• PROBLEM TO WORK ON:
Show all lines from the data that include the word "React".

• SOURCE DATA:
%%

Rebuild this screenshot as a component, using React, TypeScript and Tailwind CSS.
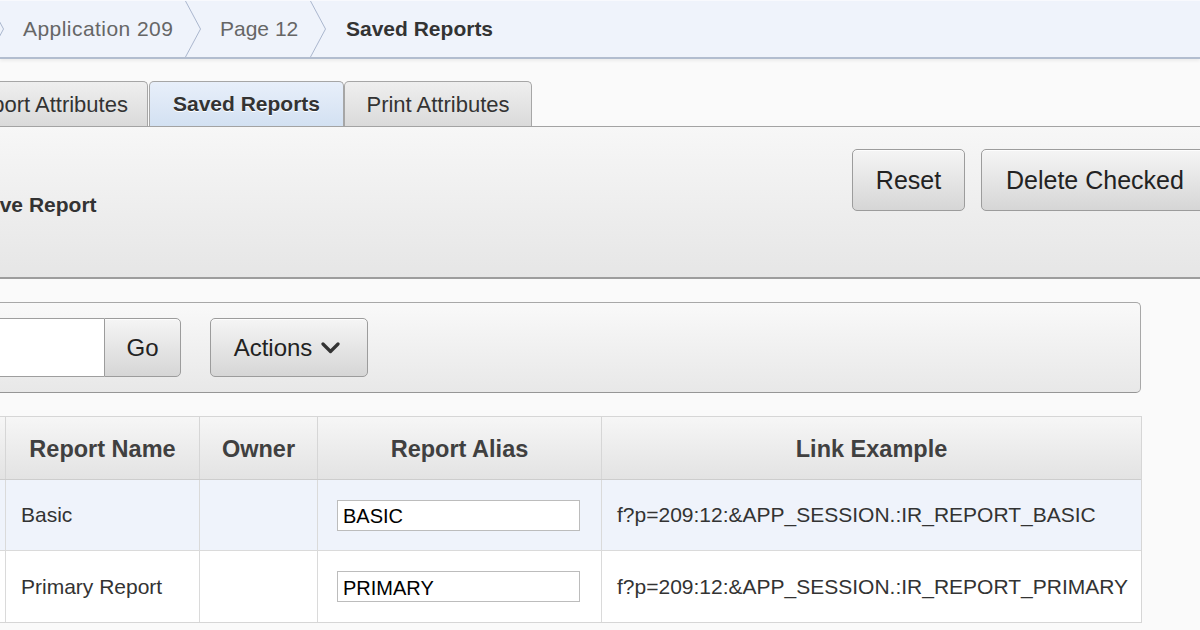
import React from 'react';

const Chevron = ({ className = '' }: { className?: string }) => (
  <svg className={className} width="16" height="57" viewBox="0 0 16 57" preserveAspectRatio="none" fill="none">
    <path d="M0.5 0 L15.5 28.5 L0.5 57" stroke="#a9b5cc" strokeWidth="1" />
  </svg>
);

const btn =
  'border border-[#9c9c9c] bg-linear-to-b from-[#f5f5f5] to-[#d6d6d6] text-[#222] shadow-[inset_0_1px_0_rgba(255,255,255,0.8)] flex items-center justify-center';

const rows = [
  { name: 'Basic', alias: 'BASIC', link: 'f?p=209:12:&APP_SESSION.:IR_REPORT_BASIC', bg: 'bg-[#eff3fb]' },
  { name: 'Primary Report', alias: 'PRIMARY', link: 'f?p=209:12:&APP_SESSION.:IR_REPORT_PRIMARY', bg: 'bg-white' },
];

export default function App() {
  return (
    <div className="w-[1200px] h-[630px] overflow-hidden bg-[#fafafa] font-['Liberation_Sans',Arial,sans-serif]">
      {/* Breadcrumb */}
      <div className="h-[59px] bg-[#eff3fb] border-t border-t-[#f8f9fd] border-b-2 border-b-[#b2bdcf] flex items-stretch shadow-[0_2px_3px_rgba(0,0,0,0.06)]">
        <Chevron className="ml-[-12px] shrink-0 h-full" />
        <div className="w-[181px] shrink-0 pl-[19px] flex items-center text-[21px] tracking-[0.45px] text-[#666]">Application 209</div>
        <Chevron className="shrink-0 h-full" />
        <div className="w-[109px] shrink-0 pl-[19px] flex items-center text-[21px] text-[#666]">Page 12</div>
        <Chevron className="shrink-0 h-full" />
        <div className="pl-[20px] flex items-center text-[21px] font-bold text-[#333]">Saved Reports</div>
      </div>

      {/* Tabs */}
      <div className="pt-[22px] flex items-end">
        <div className="ml-[-60px] w-[208px] h-[45px] shrink-0 rounded-t-[5px] border border-b-0 border-[#a6a6a6] bg-linear-to-b from-[#efefef] to-[#dadada] flex items-center justify-center pl-[4px] text-[22px] text-[#333] whitespace-nowrap">
          Report Attributes
        </div>
        <div className="ml-[1px] w-[195px] h-[45px] shrink-0 rounded-t-[5px] border border-b-0 border-[#a6a6a6] bg-linear-to-b from-[#e8effa] to-[#d3e1f2] flex items-center justify-center text-[21px] font-bold text-[#333] [text-shadow:0_1px_0_#fff]">
          Saved Reports
        </div>
        <div className="w-[188px] h-[45px] shrink-0 rounded-t-[5px] border border-b-0 border-[#a6a6a6] bg-linear-to-b from-[#efefef] to-[#dadada] flex items-center justify-center text-[22px] text-[#333]">
          Print Attributes
        </div>
      </div>

      {/* Region */}
      <div className="h-[153px] border-t border-t-[#a3a3a3] border-b-2 border-b-[#9d9d9d] bg-linear-to-b from-[#f7f7f7] to-[#e6e6e6] flex">
        <div className="ml-[-82px] pt-[6px] self-center text-[21px] font-bold text-[#333] whitespace-nowrap">Interactive Report</div>
        <div className="flex-1" />
        <div className="pt-[22px] mr-[-21px] flex items-start gap-[16px] shrink-0">
          <div className={`${btn} w-[113px] h-[62px] rounded-[5px] text-[25px] pt-[2px]`}>Reset</div>
          <div className={`${btn} w-[240px] h-[62px] rounded-[5px] text-[25px] !justify-start pl-[24px] pt-[2px] whitespace-nowrap`}>Delete Checked</div>
        </div>
      </div>

      {/* Search toolbar */}
      <div className="mt-[23px] ml-[-20px] w-[1161px] h-[91px] rounded-[5px] border border-[#a8a8a8] border-b-[#969696] bg-linear-to-b from-[#f9f9f9] to-[#e8e8e8] flex items-center">
        <input
          readOnly
          className="ml-[-133px] w-[256px] h-[59px] shrink-0 bg-white border border-[#9e9e9e] border-r-0 outline-none"
        />
        <div className={`${btn} w-[77px] h-[59px] shrink-0 rounded-r-[5px] text-[24px]`}>Go</div>
        <div className={`${btn} ml-[29px] w-[158px] h-[59px] shrink-0 rounded-[5px] text-[24px] gap-[9px] pr-[4px]`}>
          <span>Actions</span>
          <svg width="19" height="12" viewBox="0 0 19 12" fill="none">
            <path d="M2 2 L9.5 9.5 L17 2" stroke="#333" strokeWidth="3.2" strokeLinecap="round" strokeLinejoin="round" />
          </svg>
        </div>
      </div>

      {/* Table */}
      <div className="mt-[23px] ml-[-36px] w-[1178px] border border-[#d6d6d6] bg-white">
        <div className="grid grid-cols-[41px_194px_118px_284px_539px] h-[63px] border-b border-[#cdcdcd] bg-linear-to-b from-[#f6f6f6] to-[#e3e3e3] text-[23.5px] font-bold text-[#404040]">
          <div className="border-r border-[#d6d6d6]" />
          <div className="border-r border-[#d6d6d6] flex items-center justify-center pt-[3px]">Report Name</div>
          <div className="border-r border-[#d6d6d6] flex items-center justify-center pt-[3px]">Owner</div>
          <div className="border-r border-[#d6d6d6] flex items-center justify-center pt-[3px]">Report Alias</div>
          <div className="flex items-center justify-center pt-[3px]">Link Example</div>
        </div>
        {rows.map((r, i) => (
          <div
            key={r.alias}
            className={`grid grid-cols-[41px_194px_118px_284px_539px] h-[71px] ${i === 0 ? 'border-b border-[#dadada]' : ''} ${r.bg} text-[21px] text-[#333]`}
          >
            <div className="border-r border-[#dadada]" />
            <div className="border-r border-[#dadada] flex items-center pl-[15px] whitespace-nowrap">{r.name}</div>
            <div className="border-r border-[#dadada]" />
            <div className="border-r border-[#dadada] flex items-center pl-[19px]">
              <input
                readOnly
                value={r.alias}
                className="w-[243px] h-[31px] bg-white border border-[#bcbcbc] pl-[5px] pt-[3px] text-[20px] text-black outline-none"
              />
            </div>
            <div className="flex items-center pl-[15px] whitespace-nowrap">{r.link}</div>
          </div>
        ))}
      </div>
    </div>
  );
}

%%

• ANSWER FOR THIS EXERCISE:
Rebuild this screenshot as a component, using React, TypeScript and Tailwind CSS.
import React from 'react';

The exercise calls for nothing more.